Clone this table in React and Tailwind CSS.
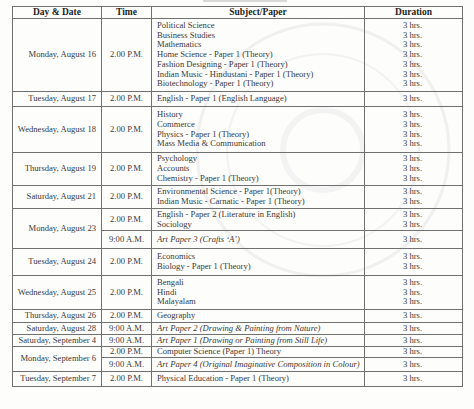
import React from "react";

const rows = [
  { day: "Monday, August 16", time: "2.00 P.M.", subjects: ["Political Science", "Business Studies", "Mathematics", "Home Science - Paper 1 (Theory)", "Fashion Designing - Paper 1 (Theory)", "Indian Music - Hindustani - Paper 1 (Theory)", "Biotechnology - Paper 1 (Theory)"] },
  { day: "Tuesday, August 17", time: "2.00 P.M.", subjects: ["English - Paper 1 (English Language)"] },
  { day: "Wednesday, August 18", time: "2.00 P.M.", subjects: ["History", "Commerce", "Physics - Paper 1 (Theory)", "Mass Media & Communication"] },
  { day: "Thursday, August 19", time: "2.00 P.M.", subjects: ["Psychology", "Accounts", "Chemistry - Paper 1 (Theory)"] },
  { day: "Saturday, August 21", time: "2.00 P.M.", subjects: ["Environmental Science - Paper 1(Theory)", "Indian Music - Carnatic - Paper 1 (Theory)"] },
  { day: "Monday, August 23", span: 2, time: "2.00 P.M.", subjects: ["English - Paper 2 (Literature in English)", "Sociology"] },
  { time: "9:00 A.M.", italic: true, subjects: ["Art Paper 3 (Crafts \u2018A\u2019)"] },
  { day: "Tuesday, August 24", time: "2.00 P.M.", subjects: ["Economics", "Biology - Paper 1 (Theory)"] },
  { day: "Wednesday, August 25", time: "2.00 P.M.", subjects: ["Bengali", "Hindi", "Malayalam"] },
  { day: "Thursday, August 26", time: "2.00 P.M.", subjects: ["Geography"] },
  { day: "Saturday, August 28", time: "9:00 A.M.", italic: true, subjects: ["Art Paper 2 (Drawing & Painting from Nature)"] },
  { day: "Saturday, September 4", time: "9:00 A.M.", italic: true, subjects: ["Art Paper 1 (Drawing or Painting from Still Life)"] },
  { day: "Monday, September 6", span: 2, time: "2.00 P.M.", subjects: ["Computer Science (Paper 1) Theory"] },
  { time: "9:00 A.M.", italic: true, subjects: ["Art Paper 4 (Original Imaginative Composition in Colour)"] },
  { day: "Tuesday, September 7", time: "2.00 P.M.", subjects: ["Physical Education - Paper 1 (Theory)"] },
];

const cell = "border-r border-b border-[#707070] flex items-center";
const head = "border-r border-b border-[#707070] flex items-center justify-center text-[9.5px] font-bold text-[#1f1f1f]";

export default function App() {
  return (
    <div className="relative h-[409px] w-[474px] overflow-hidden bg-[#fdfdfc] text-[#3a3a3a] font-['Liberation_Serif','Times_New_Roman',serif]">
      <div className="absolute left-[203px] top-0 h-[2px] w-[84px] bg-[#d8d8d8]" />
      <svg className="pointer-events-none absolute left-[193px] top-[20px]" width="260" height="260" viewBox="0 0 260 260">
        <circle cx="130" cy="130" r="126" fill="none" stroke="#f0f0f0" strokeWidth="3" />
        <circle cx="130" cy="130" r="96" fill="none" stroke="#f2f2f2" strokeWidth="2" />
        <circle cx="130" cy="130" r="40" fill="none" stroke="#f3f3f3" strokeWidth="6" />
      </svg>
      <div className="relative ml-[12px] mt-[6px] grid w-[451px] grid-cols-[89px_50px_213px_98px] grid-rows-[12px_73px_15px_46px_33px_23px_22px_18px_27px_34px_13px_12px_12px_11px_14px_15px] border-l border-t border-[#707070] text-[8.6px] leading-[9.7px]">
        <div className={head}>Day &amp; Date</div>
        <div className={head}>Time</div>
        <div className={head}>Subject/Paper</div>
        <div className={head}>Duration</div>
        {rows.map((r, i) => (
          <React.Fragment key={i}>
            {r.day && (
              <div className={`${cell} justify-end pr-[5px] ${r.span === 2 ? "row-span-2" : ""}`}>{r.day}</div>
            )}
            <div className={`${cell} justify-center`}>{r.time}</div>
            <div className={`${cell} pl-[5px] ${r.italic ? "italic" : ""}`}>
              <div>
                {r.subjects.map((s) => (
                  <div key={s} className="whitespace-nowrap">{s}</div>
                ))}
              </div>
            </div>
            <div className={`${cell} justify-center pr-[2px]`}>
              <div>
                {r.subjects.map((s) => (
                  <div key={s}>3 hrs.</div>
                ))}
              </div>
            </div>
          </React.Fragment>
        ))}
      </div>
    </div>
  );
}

* **Exercise task**:
Copy every line of the data exactly as written, excluding the pictures.

* **Finished exercise**:
Clone this table in React and Tailwind CSS.
import React from "react";

const rows = [
  { day: "Monday, August 16", time: "2.00 P.M.", subjects: ["Political Science", "Business Studies", "Mathematics", "Home Science - Paper 1 (Theory)", "Fashion Designing - Paper 1 (Theory)", "Indian Music - Hindustani - Paper 1 (Theory)", "Biotechnology - Paper 1 (Theory)"] },
  { day: "Tuesday, August 17", time: "2.00 P.M.", subjects: ["English - Paper 1 (English Language)"] },
  { day: "Wednesday, August 18", time: "2.00 P.M.", subjects: ["History", "Commerce", "Physics - Paper 1 (Theory)", "Mass Media & Communication"] },
  { day: "Thursday, August 19", time: "2.00 P.M.", subjects: ["Psychology", "Accounts", "Chemistry - Paper 1 (Theory)"] },
  { day: "Saturday, August 21", time: "2.00 P.M.", subjects: ["Environmental Science - Paper 1(Theory)", "Indian Music - Carnatic - Paper 1 (Theory)"] },
  { day: "Monday, August 23", span: 2, time: "2.00 P.M.", subjects: ["English - Paper 2 (Literature in English)", "Sociology"] },
  { time: "9:00 A.M.", italic: true, subjects: ["Art Paper 3 (Crafts \u2018A\u2019)"] },
  { day: "Tuesday, August 24", time: "2.00 P.M.", subjects: ["Economics", "Biology - Paper 1 (Theory)"] },
  { day: "Wednesday, August 25", time: "2.00 P.M.", subjects: ["Bengali", "Hindi", "Malayalam"] },
  { day: "Thursday, August 26", time: "2.00 P.M.", subjects: ["Geography"] },
  { day: "Saturday, August 28", time: "9:00 A.M.", italic: true, subjects: ["Art Paper 2 (Drawing & Painting from Nature)"] },
  { day: "Saturday, September 4", time: "9:00 A.M.", italic: true, subjects: ["Art Paper 1 (Drawing or Painting from Still Life)"] },
  { day: "Monday, September 6", span: 2, time: "2.00 P.M.", subjects: ["Computer Science (Paper 1) Theory"] },
  { time: "9:00 A.M.", italic: true, subjects: ["Art Paper 4 (Original Imaginative Composition in Colour)"] },
  { day: "Tuesday, September 7", time: "2.00 P.M.", subjects: ["Physical Education - Paper 1 (Theory)"] },
];

const cell = "border-r border-b border-[#707070] flex items-center";
const head = "border-r border-b border-[#707070] flex items-center justify-center text-[9.5px] font-bold text-[#1f1f1f]";

export default function App() {
  return (
    <div className="relative h-[409px] w-[474px] overflow-hidden bg-[#fdfdfc] text-[#3a3a3a] font-['Liberation_Serif','Times_New_Roman',serif]">
      <div className="absolute left-[203px] top-0 h-[2px] w-[84px] bg-[#d8d8d8]" />
      <svg className="pointer-events-none absolute left-[193px] top-[20px]" width="260" height="260" viewBox="0 0 260 260">
        <circle cx="130" cy="130" r="126" fill="none" stroke="#f0f0f0" strokeWidth="3" />
        <circle cx="130" cy="130" r="96" fill="none" stroke="#f2f2f2" strokeWidth="2" />
        <circle cx="130" cy="130" r="40" fill="none" stroke="#f3f3f3" strokeWidth="6" />
      </svg>
      <div className="relative ml-[12px] mt-[6px] grid w-[451px] grid-cols-[89px_50px_213px_98px] grid-rows-[12px_73px_15px_46px_33px_23px_22px_18px_27px_34px_13px_12px_12px_11px_14px_15px] border-l border-t border-[#707070] text-[8.6px] leading-[9.7px]">
        <div className={head}>Day &amp; Date</div>
        <div className={head}>Time</div>
        <div className={head}>Subject/Paper</div>
        <div className={head}>Duration</div>
        {rows.map((r, i) => (
          <React.Fragment key={i}>
            {r.day && (
              <div className={`${cell} justify-end pr-[5px] ${r.span === 2 ? "row-span-2" : ""}`}>{r.day}</div>
            )}
            <div className={`${cell} justify-center`}>{r.time}</div>
            <div className={`${cell} pl-[5px] ${r.italic ? "italic" : ""}`}>
              <div>
                {r.subjects.map((s) => (
                  <div key={s} className="whitespace-nowrap">{s}</div>
                ))}
              </div>
            </div>
            <div className={`${cell} justify-center pr-[2px]`}>
              <div>
                {r.subjects.map((s) => (
                  <div key={s}>3 hrs.</div>
                ))}
              </div>
            </div>
          </React.Fragment>
        ))}
      </div>
    </div>
  );
}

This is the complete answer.